1. **Break it Apart:** I separated the big fraction into smaller, simpler fractions. Each part of the top (the dividend) gets its own turn to be divided by the bottom part (the divisor).
$$\frac{25 x^{8}}{-5 x^{5}} - \frac{50 x^{7}}{-5 x^{5}} + \frac{3 x^{6}}{-5 x^{5}} - \frac{40 x^{5}}{-5 x^{5}}$$

2. **Simplify Each Part:** For each of these new, smaller fractions, I divided the numbers and then used the rule for exponents: when you divide powers with the same base, you subtract their exponents ($x^a / x^b = x^{a-b}$).
* For the first part: $25$ divided by $-5$ is $-5$. For $x^8$ divided by $x^5$, I subtract the exponents: $8-5=3$, so it's $x^3$. This gives $-5x^3$.
* For the second part: $-50$ divided by $-5$ is $10$. For $x^7$ divided by $x^5$, I subtract the exponents: $7-5=2$, so it's $x^2$. This gives $10x^2$.
* For the third part: $3$ divided by $-5$ is just $-\frac{3}{5}$. For $x^6$ divided by $x^5$, I subtract the exponents: $6-5=1$, so it's $x^1$ (which is just $x$). This gives $-\frac{3}{5}x$.
* For the fourth part: $-40$ divided by $-5$ is $8$. For $x^5$ divided by $x^5$, I subtract the exponents: $5-5=0$, so it's $x^0$. Anything to the power of $0$ is $1$ (like $5/5=1$), so it's just $8$.
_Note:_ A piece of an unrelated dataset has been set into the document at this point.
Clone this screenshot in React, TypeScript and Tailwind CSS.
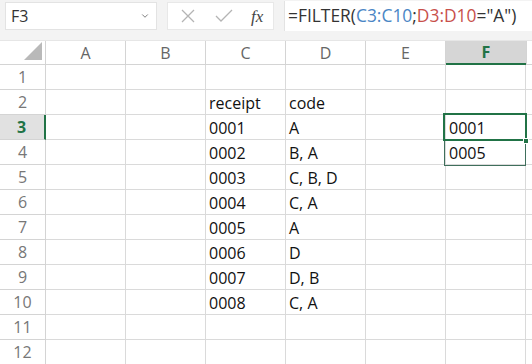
import { ChevronDown } from 'lucide-react';

const cols = ['A', 'B', 'C', 'D', 'E', 'F'];

// spreadsheet contents, keyed by row number
const data: Record<number, Record<string, string>> = {
  2: { C: 'receipt', D: 'code' },
  3: { C: '0001', D: 'A', F: '0001' },
  4: { C: '0002', D: 'B, A', F: '0005' },
  5: { C: '0003', D: 'C, B, D' },
  6: { C: '0004', D: 'C, A' },
  7: { C: '0005', D: 'A' },
  8: { C: '0006', D: 'D' },
  9: { C: '0007', D: 'D, B' },
  10: { C: '0008', D: 'C, A' },
};

const rows = Array.from({ length: 12 }, (_, i) => i + 1);

const App = () => {
  return (
    <div className="w-[532px] h-[364px] overflow-hidden bg-white font-['Open_Sans',sans-serif] text-[#222]">
      {/* Formula bar */}
      <div className="h-[41px] bg-[#f3f3f3] flex items-start pt-[2px] pl-[5px] border-b border-[#e6e6e6]">
        <div className="w-[152px] h-[28px] bg-white border border-[#e3e3e3] flex items-center justify-between pl-[5px] pr-[6px]">
          <span className="text-[16px] text-[#333]">F3</span>
          <ChevronDown className="w-[10px] h-[10px] text-[#666]" strokeWidth={2} />
        </div>
        <div className="ml-[10px] w-[107px] h-[28px] bg-white border border-[#e8e8e8] flex items-center pl-[12px]">
          <svg width="16" height="16" viewBox="0 0 16 16" className="text-[#b4b4b4]">
            <path d="M2 2 L14 14 M14 2 L2 14" stroke="currentColor" strokeWidth="1.3" fill="none" />
          </svg>
          <svg width="18" height="14" viewBox="0 0 18 14" className="ml-[19px] text-[#b4b4b4]">
            <path d="M1 7 L6 12 L17 1" stroke="currentColor" strokeWidth="1.3" fill="none" />
          </svg>
          <span className="ml-[18px] font-['Liberation_Serif',serif] italic text-[17px] text-[#444] leading-none">fx</span>
        </div>
        <div className="ml-[10px] flex-1 h-[30px] -mt-[1px] bg-white border-l border-[#e3e3e3] flex items-center pl-[3px] pb-[2px]">
          <span className="text-[17.4px] text-[#333] whitespace-nowrap">
            =FILTER(<span className="text-[#4a86c5]">C3:C10</span>;<span className="text-[#c8504b]">D3:D10</span>="A")
          </span>
        </div>
      </div>

      {/* Grid */}
      <div className="relative">
        <div className="grid grid-cols-[46px_repeat(6,80px)_1fr] grid-rows-[24px_repeat(12,25px)]">
          {/* column headers */}
          <div className="relative bg-white border-r border-b border-[#d4d4d4]">
            <div className="absolute right-[3px] bottom-[4px] w-0 h-0 border-l-[18px] border-l-transparent border-b-[18px] border-b-[#b9b9b9]" />
          </div>
          {cols.map((c) =>
            c === 'F' ? (
              <div
                key={c}
                className="bg-[#d6d6d6] border-b-2 border-[#217346] flex items-center justify-center text-[16px] font-bold text-[#217346]"
              >
                {c}
              </div>
            ) : (
              <div
                key={c}
                className="bg-white border-r border-b border-[#d4d4d4] flex items-center justify-center text-[16px] text-[#666]"
              >
                {c}
              </div>
            )
          )}
          <div className="bg-white border-b border-l border-[#d4d4d4]" />

          {rows.map((r) => (
            <div key={r} className="contents">
              {r === 3 ? (
                <div className="bg-[#e1e1e1] border-r-2 border-b border-r-[#217346] border-b-[#d4d4d4] flex items-center justify-center text-[16px] font-bold text-[#217346] pr-[1px]">
                  {r}
                </div>
              ) : (
                <div className="bg-white border-r border-b border-[#d4d4d4] flex items-center justify-center text-[16px] text-[#777]">
                  {r}
                </div>
              )}
              {cols.map((c) => (
                <div
                  key={c}
                  className="border-r border-b border-[#dadada] flex items-center pl-[3px] pt-[2px] text-[16px] text-[#111] whitespace-nowrap"
                >
                  {data[r]?.[c] ?? ''}
                </div>
              ))}
              <div className="border-b border-[#dadada]" />
            </div>
          ))}
        </div>

        {/* spill range outline F3:F4 */}
        <div className="absolute left-[444px] top-[73px] w-[82px] h-[52px] border border-[#3f6f5c] pointer-events-none" />
        {/* active cell F3 */}
        <div className="absolute left-[443px] top-[72px] w-[84px] h-[28px] border-2 border-[#217346] pointer-events-none" />
        {/* fill handle */}
        <div className="absolute left-[523px] top-[97px] w-[6px] h-[6px] bg-[#217346] border border-white pointer-events-none" />
      </div>
    </div>
  );
};

export default App;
3. **Put it Back Together:** I combined all the simplified parts to get my final answer:
$$-5x^{3} + 10x^{2} - \frac{3}{5}x + 8$$

4. **Check My Work (Double-check!):** The problem asked me to check by multiplying my answer (the quotient) by the divisor to see if I get back the original problem (the dividend).
My answer is $(-5x^{3} + 10x^{2} - \frac{3}{5}x + 8)$ and the divisor is $(-5x^{5})$.
I multiplied each term in my answer by $(-5x^{5})$:
* $(-5x^{5}) \cdot (-5x^{3}) = ((-5) \cdot (-5)) \cdot (x^{5+3}) = 25x^{8}$
* $(-5x^{5}) \cdot (10x^{2}) = ((-5) \cdot (10)) \cdot (x^{5+2}) = -50x^{7}$
* $(-5x^{5}) \cdot (-\frac{3}{5}x) = ((-5) \cdot (-\frac{3}{5})) \cdot (x^{5+1}) = 3x^{6}$
* $(-5x^{5}) \cdot (8) = ((-5) \cdot (8)) \cdot x^{5} = -40x^{5}$

When I put these back together, I got $25x^{8} - 50x^{7} + 3x^{6} - 40x^{5}$. This is exactly what the original problem was, so my answer is correct! Yay!